Open Skies is a civil aviation term that refers to an agreement in which aircraft can fly between two countries without restrictions.
It is not a carte blanche that allows unfettered ingress by foreign aircraft. Rather, the degree of access is determined by the grant of some or all the nine freedoms of the air according to the International Civil Aviation Organisation.In many instances, the agreement allows direct flights from foreign countries to multiple destinations within a country.
Proponents of the Open Skies policy in Kenya have accused the national carrier Kenya Airways (KQ) of stifling tourism at the coast. This, they say, is through the prevention of traffic rights to other airlines, yet KQ is reluctant to launch direct flights from Europe to Mombasa.
Information in the public domain shows the contrary. If anything, KQ is a major driver of tourism. Sixty-six per cent of the airline’s customers are tourists. KQ provides 10,000 seats weekly to and from Mombasa and Nairobi. At an average seat occupancy of 75 per cent, this translates to 1,000 passengers to the coastal city via KQ.
A case for foreign direct flights to Mombasa would have to be supported by numbers. As it is currently, no single source market to the coastal city boasts such numbers. All operators that seek to fly to Mombasa are via other points just as KQ is via Nairobi. For that reason, the operationalisation of Open Skies is a zero sum game. It is noteworthy that KQ, in the past, operated direct scheduled flights from Nairobi to London through Mombasa and to Johannesburg via Mombasa. The performance of these flights was consistently poor forcing the airline to suspend operations.
The travel and tourism sectors are like conjoined twins. They depend on each other to thrive. However, one notes that all successful and sustainable tourist destinations have direct linkages to national carriers or a functional domestic aviation sector. Empirical evidence attests to this. Examples of this are drawn from a study of the top five African countries that attracted the most tourists in 2018 and 2019. In 2019, Egypt had 13 million tourists, Morocco 12.9, South Africa 10.2, Tunisia 9.4, and Algeria 2.4. One indisputable fact is that all of these were facilitated by national carriers that enjoyed a lot of support from their governments.

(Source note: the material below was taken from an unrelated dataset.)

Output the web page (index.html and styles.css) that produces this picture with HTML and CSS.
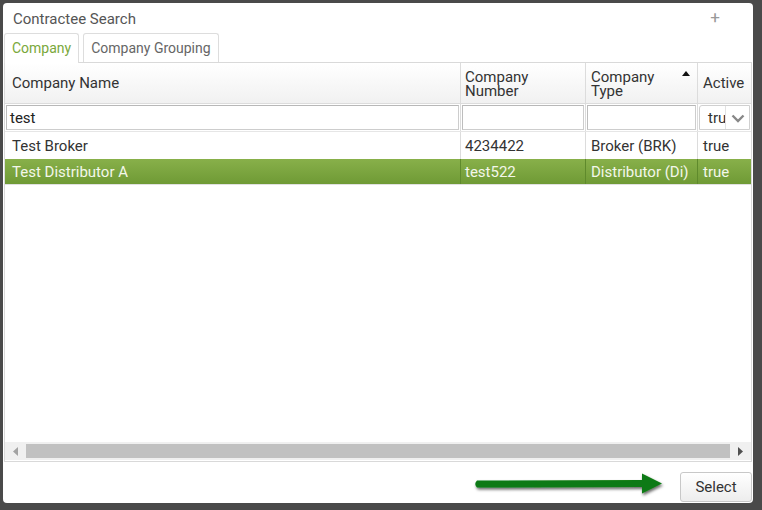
FILE: index.html
```html
<!DOCTYPE html>
<html>
<head>
<meta charset="utf-8">
<link rel="stylesheet" href="styles.css">
</head>
<body>
<div class="backdrop">
  <div class="dialog">
    <div class="titlebar">
      <span class="title">Contractee Search</span>
      <span class="plus">+</span>
    </div>
    <div class="tabs">
      <div class="tab active">Company</div>
      <div class="tab">Company Grouping</div>
    </div>
    <div class="grid">
      <div class="row head">
        <div class="cell c1"><span>Company Name</span></div>
        <div class="cell c2"><span class="two"><span class="ln">Company</span><span class="ln">Number</span></span></div>
        <div class="cell c3"><span class="two"><span class="ln">Company</span><span class="ln">Type</span></span><span class="sort"></span></div>
        <div class="cell c4"><span>Active</span></div>
      </div>
      <div class="row filter">
        <div class="fcell c1"><div class="input">test</div></div>
        <div class="fcell c2"><div class="input"></div></div>
        <div class="fcell c3"><div class="input"></div></div>
        <div class="fcell c4"><div class="select"><span class="sval">tru</span><span class="chev"><svg width="14" height="9" viewBox="0 0 14 9"><path d="M1.5 1.5 L7 7 L12.5 1.5" fill="none" stroke="#888" stroke-width="2.4"/></svg></span></div></div>
      </div>
      <div class="body">
        <div class="row data">
          <div class="cell c1">Test Broker</div>
          <div class="cell c2">4234422</div>
          <div class="cell c3">Broker (BRK)</div>
          <div class="cell c4">true</div>
        </div>
        <div class="row data selected">
          <div class="cell c1">Test Distributor A</div>
          <div class="cell c2">test522</div>
          <div class="cell c3">Distributor (Di)</div>
          <div class="cell c4">true</div>
        </div>
      </div>
      <div class="hscroll">
        <div class="sbtn"><svg width="6" height="9" viewBox="0 0 6 9"><path d="M5 0 L0 4.5 L5 9 Z" fill="#a3a3a3"/></svg></div>
        <div class="thumb"></div>
        <div class="sbtn"><svg width="6" height="9" viewBox="0 0 6 9"><path d="M0 0 L5 4.5 L0 9 Z" fill="#505050"/></svg></div>
      </div>
    </div>
    <div class="footer">
      <svg class="arrow" width="196" height="28" viewBox="0 0 196 28">
        <defs>
          <filter id="sh" x="-10%" y="-50%" width="120%" height="200%">
            <feDropShadow dx="1" dy="2" stdDeviation="1.5" flood-color="#000" flood-opacity="0.6"/>
          </filter>
        </defs>
        <path d="M5 9.5 L170 9 L170 2.5 L190 12.5 L170 22.5 L170 16 L5 16.5 Q1.5 13 5 9.5 Z" fill="#0b7a12" filter="url(#sh)"/>
      </svg>
      <button class="btn">Select</button>
    </div>
  </div>
</div>
</body>
</html>
```

FILE: styles.css
```css
* { box-sizing: border-box; }
html, body { margin: 0; padding: 0; }
body {
  width: 762px;
  height: 510px;
  background: #4a4a4a;
  font-family: Roboto, "Liberation Sans", Arial, sans-serif;
  font-size: 15px;
  color: #333;
  overflow: hidden;
}
.backdrop {
  padding: 3px 0 0 3px;
}
.dialog {
  width: 750px;
  height: 500px;
  background: #fff;
  border-radius: 4px;
  padding: 0 1px;
  display: flex;
  flex-direction: column;
}
.titlebar {
  height: 30px;
  display: flex;
  align-items: center;
  justify-content: space-between;
  padding: 1px 32px 0 9px;
}
.title {
  color: #555;
  font-size: 15px;
}
.plus {
  color: #999;
  font-size: 17px;
  margin-top: -4px;
}
.tabs {
  display: flex;
  gap: 4px;
  height: 29px;
  align-items: flex-end;
}
.tab {
  height: 29px;
  border: 1px solid #ddd;
  border-bottom: none;
  border-radius: 3px 3px 0 0;
  padding: 0 7px;
  display: flex;
  align-items: center;
  color: #666;
  font-size: 14px;
  background: #fff;
}
.tab.active {
  color: #7aa83b;
  position: relative;
  z-index: 1;
  height: 30px;
  margin-bottom: -1px;
  padding-bottom: 1px;
}
.grid {
  width: 748px;
  height: 400px;
  border: 1px solid #d9d9d9;
  display: flex;
  flex-direction: column;
}
.row {
  display: grid;
  grid-template-columns: 455px 125px 112px 54px;
}
.head {
  height: 41px;
  background: linear-gradient(#ffffff, #f1f1f1);
  border-bottom: 1px solid #dcdcdc;
}
.head .cell {
  display: flex;
  align-items: center;
  border-left: 1px solid #dcdcdc;
  color: #333;
  position: relative;
}
.two {
  display: flex;
  flex-direction: column;
}
.ln {
  display: block;
  height: 14px;
  line-height: 14px;
}
.head .c1 { border-left: none; padding-left: 7px; }
.head .c2 { padding-left: 4px; padding-top: 1px; }
.head .c3 { padding-left: 5px; padding-top: 1px; }
.head .c4 { padding-left: 5px; }
.sort {
  position: absolute;
  right: 7px;
  top: 8px;
  width: 0;
  height: 0;
  border-left: 4px solid transparent;
  border-right: 4px solid transparent;
  border-bottom: 5px solid #111;
}
.filter {
  height: 28px;
  border-bottom: 1px solid #e6e6e6;
}
.fcell {
  padding: 1px;
  border-left: 1px solid #dcdcdc;
}
.fcell.c1 { border-left: none; }
.input {
  height: 100%;
  border: 1px solid #cdcdcd;
  border-top-color: #b8b8b8;
  border-left-color: #bdbdbd;
  background: #fff;
  padding: 0 3px;
  display: flex;
  align-items: center;
  font-size: 15px;
  color: #222;
}
.select {
  height: 100%;
  border: 1px solid #d0d0d0;
  border-radius: 3px 0 0 0;
  display: flex;
  align-items: center;
  background: #fff;
  overflow: hidden;
}
.sval {
  width: 26px;
  padding-left: 8px;
  overflow: hidden;
  white-space: nowrap;
  border-right: 1px solid #e2e2e2;
  height: 100%;
  display: flex;
  align-items: center;
}
.chev {
  flex: 1;
  display: flex;
  align-items: center;
  justify-content: center;
  padding-top: 1px;
}
.body {
  flex: 1;
}
.data {
  height: 27px;
}
.data .cell {
  display: flex;
  align-items: center;
  border-left: 1px solid #dcdcdc;
  white-space: nowrap;
  overflow: hidden;
}
.data .c1 { border-left: none; padding-left: 7px; }
.data .c2 { padding-left: 4px; }
.data .c3 { padding-left: 5px; }
.data .c4 { padding-left: 5px; }
.data.selected {
  height: 26px;
  background: linear-gradient(#88b04a, #6f9a35);
  color: #f3f7ea;
  border-bottom: 1px solid #e0e0e0;
}
.data.selected .cell { border-left-color: #5f8a2c; }
.data.selected .c1 { border-left: none; }
.hscroll {
  height: 18px;
  margin-bottom: 1px;
  background: #f0f0f0;
  display: flex;
  align-items: stretch;
}
.sbtn {
  width: 21px;
  display: flex;
  align-items: center;
  justify-content: center;
}
.thumb {
  flex: 1;
  background: #c1c1c1;
  margin: 2px 0;
}
.footer {
  flex: 1;
  display: flex;
  align-items: center;
  justify-content: flex-end;
  padding: 9px 0 0 0;
}
.arrow {
  margin-right: 12px;
  margin-top: -4px;
}
.btn {
  width: 72px;
  height: 30px;
  border: 1px solid #c8c8c8;
  border-radius: 3px;
  background: linear-gradient(#ffffff, #ededed);
  font-family: Roboto, "Liberation Sans", Arial, sans-serif;
  font-size: 15px;
  color: #333;
  padding: 0;
}
```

Further, proponents of the Open Skies allude to shadowy figures as being behind the frustration of the policy. They blame “monopolistic cartels” and “fetid regulations” for the restriction of free air movement. Yet international airline access is controlled by Bilateral Air Service Agreements (Basas) which are negotiated on the basis of reciprocity.
It then becomes foolhardy to grant foreign carriers unfettered access to Kenya’s airports when the same access is denied KQ. Basas are only mooted when they facilitate common good and interests. In addition, most countries limit access to some airports as principal gateways to support the growth of their local aviation industries.
Open Skies is not necessarily a bad idea. It is just that it must be implemented systematically with controls to avoid abuse by the big players who would kill local airlines. There are also safety and security considerations. A lot of regulations are therefore developed based on and in full compliance with international standards guided by the Warsaw Convention. Regular audits are conducted to ensure compliance. Any Open Skies agreements must lend themselves to such audits and go through all the regulatory hoops.
There is great value for a country in developing a strong travel hub. Addis Ababa, Dubai, Qatar, and Amsterdam are hubs that are reaping huge benefits without Open Skies proving that the problem with Mombasa tourism is not flights or access. Rather, it is the product which is inferior to many beach destinations. Beach boys and all-inclusive budget accommodation certainly put a damper on what should be a premium destination. No doubt proponents of Open Skies are sincere. But on this, they are sincerely wrong!